:: Instructions to follow ::
Print the lines starting at the line containing "Write a component" and ending at the line containing "Bar', 'Windows', 'Workspaces'];", exactly and in full, without the pictures.

:: Raw data ::
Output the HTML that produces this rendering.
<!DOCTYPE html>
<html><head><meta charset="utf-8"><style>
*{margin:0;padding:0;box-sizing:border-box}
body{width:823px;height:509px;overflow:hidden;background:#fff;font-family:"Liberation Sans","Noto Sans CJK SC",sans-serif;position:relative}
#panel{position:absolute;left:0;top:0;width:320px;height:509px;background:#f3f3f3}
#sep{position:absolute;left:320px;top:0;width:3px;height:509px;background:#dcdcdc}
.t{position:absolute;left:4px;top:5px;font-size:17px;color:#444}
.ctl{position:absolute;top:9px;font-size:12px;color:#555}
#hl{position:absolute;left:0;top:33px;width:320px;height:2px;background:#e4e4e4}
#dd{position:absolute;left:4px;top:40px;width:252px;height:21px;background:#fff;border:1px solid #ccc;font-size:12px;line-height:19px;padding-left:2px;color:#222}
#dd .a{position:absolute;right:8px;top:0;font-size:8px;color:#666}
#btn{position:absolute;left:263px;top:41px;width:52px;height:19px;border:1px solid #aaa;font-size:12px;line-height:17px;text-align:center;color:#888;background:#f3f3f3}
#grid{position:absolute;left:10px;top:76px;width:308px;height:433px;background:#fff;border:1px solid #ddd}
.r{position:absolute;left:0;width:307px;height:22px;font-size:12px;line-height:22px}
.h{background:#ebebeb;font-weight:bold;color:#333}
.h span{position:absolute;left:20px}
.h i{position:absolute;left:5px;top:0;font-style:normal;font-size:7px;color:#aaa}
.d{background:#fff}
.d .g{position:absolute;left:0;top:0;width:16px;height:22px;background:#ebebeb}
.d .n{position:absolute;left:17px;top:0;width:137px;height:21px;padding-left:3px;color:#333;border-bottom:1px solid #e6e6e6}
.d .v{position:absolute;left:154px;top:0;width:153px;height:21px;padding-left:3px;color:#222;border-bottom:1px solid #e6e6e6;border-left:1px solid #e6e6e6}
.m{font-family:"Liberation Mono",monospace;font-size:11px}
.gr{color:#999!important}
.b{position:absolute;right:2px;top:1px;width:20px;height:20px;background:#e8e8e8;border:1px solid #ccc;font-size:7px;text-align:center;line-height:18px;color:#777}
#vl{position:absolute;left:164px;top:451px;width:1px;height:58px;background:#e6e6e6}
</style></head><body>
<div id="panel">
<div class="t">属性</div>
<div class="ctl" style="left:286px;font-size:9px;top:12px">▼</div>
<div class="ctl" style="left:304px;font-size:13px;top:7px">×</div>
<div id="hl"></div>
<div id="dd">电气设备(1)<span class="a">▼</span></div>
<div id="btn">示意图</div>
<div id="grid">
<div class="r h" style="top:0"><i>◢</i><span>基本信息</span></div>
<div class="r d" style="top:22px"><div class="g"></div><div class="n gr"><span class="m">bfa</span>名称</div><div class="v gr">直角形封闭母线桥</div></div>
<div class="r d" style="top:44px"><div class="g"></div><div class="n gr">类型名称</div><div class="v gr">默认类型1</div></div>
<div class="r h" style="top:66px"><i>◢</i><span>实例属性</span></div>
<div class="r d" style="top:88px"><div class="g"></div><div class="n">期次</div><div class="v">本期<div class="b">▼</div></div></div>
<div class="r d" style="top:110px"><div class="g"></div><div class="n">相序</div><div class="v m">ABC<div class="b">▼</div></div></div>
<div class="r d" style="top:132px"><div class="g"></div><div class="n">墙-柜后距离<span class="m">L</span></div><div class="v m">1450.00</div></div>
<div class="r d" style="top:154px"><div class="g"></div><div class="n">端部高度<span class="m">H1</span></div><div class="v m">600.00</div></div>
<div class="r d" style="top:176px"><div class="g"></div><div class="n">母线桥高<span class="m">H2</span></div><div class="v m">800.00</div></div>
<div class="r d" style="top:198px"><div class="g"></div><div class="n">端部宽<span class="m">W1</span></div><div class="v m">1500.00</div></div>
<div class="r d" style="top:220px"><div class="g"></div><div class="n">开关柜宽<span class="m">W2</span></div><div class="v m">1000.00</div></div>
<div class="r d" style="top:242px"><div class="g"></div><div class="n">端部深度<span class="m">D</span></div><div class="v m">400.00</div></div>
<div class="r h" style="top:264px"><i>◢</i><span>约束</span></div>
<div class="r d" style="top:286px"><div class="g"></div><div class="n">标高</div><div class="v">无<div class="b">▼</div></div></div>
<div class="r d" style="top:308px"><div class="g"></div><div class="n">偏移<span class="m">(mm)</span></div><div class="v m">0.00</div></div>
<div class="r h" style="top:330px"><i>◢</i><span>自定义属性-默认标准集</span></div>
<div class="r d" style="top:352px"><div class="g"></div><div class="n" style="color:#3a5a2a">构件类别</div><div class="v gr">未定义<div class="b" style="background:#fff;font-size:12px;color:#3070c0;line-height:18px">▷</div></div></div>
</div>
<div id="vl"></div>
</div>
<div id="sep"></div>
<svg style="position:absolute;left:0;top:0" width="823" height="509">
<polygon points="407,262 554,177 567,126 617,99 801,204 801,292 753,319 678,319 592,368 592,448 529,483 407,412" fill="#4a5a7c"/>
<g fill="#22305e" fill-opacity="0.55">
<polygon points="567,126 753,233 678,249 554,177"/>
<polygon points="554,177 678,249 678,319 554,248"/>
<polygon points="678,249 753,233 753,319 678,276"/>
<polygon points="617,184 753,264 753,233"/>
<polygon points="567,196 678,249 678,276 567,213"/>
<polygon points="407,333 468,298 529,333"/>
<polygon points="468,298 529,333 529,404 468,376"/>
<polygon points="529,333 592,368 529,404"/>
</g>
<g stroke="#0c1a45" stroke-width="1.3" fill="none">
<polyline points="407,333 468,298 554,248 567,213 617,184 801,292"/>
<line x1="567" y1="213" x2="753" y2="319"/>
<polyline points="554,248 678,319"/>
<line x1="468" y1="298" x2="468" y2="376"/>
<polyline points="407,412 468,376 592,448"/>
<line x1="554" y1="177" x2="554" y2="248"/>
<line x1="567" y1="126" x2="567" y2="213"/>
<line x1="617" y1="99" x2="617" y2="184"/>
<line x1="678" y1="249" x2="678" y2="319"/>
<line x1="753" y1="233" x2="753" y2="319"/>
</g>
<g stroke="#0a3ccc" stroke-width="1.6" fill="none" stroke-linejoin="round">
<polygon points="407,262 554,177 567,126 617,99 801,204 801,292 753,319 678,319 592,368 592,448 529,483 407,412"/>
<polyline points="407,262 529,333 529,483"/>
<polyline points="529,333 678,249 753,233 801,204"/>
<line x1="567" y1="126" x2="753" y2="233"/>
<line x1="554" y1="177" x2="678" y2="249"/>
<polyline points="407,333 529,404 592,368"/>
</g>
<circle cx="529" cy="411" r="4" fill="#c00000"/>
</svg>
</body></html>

==

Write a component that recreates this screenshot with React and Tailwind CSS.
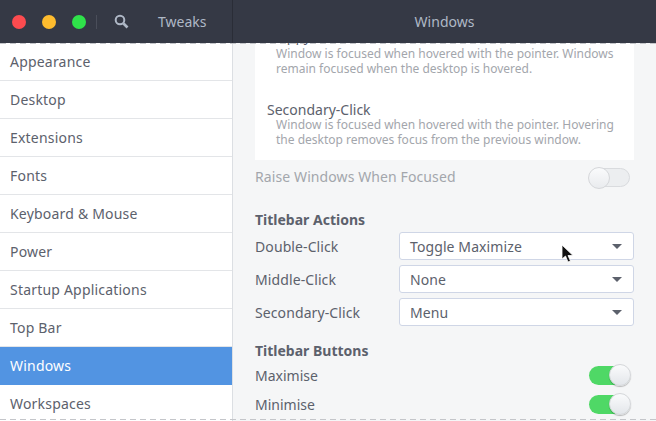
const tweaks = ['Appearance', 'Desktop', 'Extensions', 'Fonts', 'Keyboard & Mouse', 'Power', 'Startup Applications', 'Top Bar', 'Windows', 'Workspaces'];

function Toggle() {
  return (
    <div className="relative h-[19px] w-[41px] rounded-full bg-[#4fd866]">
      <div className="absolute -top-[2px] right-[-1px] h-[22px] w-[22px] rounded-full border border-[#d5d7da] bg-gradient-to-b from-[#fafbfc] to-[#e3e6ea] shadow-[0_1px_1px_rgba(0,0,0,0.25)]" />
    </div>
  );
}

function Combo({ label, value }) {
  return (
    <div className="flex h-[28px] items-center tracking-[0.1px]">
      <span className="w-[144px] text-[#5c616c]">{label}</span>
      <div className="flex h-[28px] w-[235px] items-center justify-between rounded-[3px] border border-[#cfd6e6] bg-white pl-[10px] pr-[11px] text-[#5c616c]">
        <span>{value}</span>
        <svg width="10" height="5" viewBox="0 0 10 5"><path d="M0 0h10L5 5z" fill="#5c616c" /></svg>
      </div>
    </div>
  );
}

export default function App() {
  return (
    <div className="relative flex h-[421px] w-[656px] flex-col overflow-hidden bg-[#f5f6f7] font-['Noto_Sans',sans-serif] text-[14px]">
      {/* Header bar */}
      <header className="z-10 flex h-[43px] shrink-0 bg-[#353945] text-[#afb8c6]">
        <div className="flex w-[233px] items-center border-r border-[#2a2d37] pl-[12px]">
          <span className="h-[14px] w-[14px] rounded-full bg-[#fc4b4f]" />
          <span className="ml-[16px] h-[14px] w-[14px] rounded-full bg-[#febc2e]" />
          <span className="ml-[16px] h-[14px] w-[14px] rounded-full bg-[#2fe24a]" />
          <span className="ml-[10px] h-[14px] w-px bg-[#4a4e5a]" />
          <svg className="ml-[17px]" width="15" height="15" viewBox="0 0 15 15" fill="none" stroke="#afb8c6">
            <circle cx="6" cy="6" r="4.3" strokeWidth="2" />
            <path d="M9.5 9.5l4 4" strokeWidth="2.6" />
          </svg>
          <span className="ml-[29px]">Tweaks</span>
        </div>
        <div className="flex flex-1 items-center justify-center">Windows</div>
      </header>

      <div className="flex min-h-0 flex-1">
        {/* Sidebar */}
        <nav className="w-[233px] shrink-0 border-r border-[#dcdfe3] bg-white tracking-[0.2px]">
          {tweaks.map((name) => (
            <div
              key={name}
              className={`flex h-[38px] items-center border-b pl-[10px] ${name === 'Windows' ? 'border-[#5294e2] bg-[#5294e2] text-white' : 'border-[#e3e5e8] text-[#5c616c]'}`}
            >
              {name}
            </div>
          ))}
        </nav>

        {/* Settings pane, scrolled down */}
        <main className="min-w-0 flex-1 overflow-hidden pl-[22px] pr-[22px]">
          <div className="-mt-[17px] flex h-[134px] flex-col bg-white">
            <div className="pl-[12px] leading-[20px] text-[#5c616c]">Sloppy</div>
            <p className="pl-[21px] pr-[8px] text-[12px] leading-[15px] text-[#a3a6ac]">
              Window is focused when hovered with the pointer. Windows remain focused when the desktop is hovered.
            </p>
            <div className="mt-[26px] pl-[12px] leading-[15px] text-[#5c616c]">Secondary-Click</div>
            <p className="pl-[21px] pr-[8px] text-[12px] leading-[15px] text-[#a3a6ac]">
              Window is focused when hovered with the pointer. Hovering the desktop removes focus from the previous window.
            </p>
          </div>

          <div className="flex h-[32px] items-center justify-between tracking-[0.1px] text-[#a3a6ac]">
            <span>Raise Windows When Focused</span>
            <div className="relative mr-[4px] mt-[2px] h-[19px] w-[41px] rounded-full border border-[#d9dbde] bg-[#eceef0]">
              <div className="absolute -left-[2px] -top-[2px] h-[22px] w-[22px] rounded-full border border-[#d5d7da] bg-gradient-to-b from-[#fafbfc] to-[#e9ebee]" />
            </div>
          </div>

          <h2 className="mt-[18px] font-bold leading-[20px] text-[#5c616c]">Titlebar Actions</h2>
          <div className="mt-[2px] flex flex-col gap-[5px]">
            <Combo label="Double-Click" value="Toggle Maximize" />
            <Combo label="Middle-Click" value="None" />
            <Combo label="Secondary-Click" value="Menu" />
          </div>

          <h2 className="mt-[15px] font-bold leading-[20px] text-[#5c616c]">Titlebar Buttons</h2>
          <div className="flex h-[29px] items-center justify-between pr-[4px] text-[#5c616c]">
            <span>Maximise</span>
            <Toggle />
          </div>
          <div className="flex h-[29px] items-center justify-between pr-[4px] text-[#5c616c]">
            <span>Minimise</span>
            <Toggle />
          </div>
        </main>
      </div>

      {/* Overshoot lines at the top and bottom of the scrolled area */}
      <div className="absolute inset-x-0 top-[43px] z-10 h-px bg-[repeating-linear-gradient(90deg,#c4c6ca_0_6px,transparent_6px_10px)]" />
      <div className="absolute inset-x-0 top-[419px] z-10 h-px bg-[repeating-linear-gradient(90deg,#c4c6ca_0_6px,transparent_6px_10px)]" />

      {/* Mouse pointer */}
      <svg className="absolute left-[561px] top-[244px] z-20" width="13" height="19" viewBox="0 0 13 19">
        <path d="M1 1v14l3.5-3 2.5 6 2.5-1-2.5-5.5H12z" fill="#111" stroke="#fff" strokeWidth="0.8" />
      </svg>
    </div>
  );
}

:: Answer to the problem ::
Write a component that recreates this screenshot with React and Tailwind CSS.
const tweaks = ['Appearance', 'Desktop', 'Extensions', 'Fonts', 'Keyboard & Mouse', 'Power', 'Startup Applications', 'Top Bar', 'Windows', 'Workspaces'];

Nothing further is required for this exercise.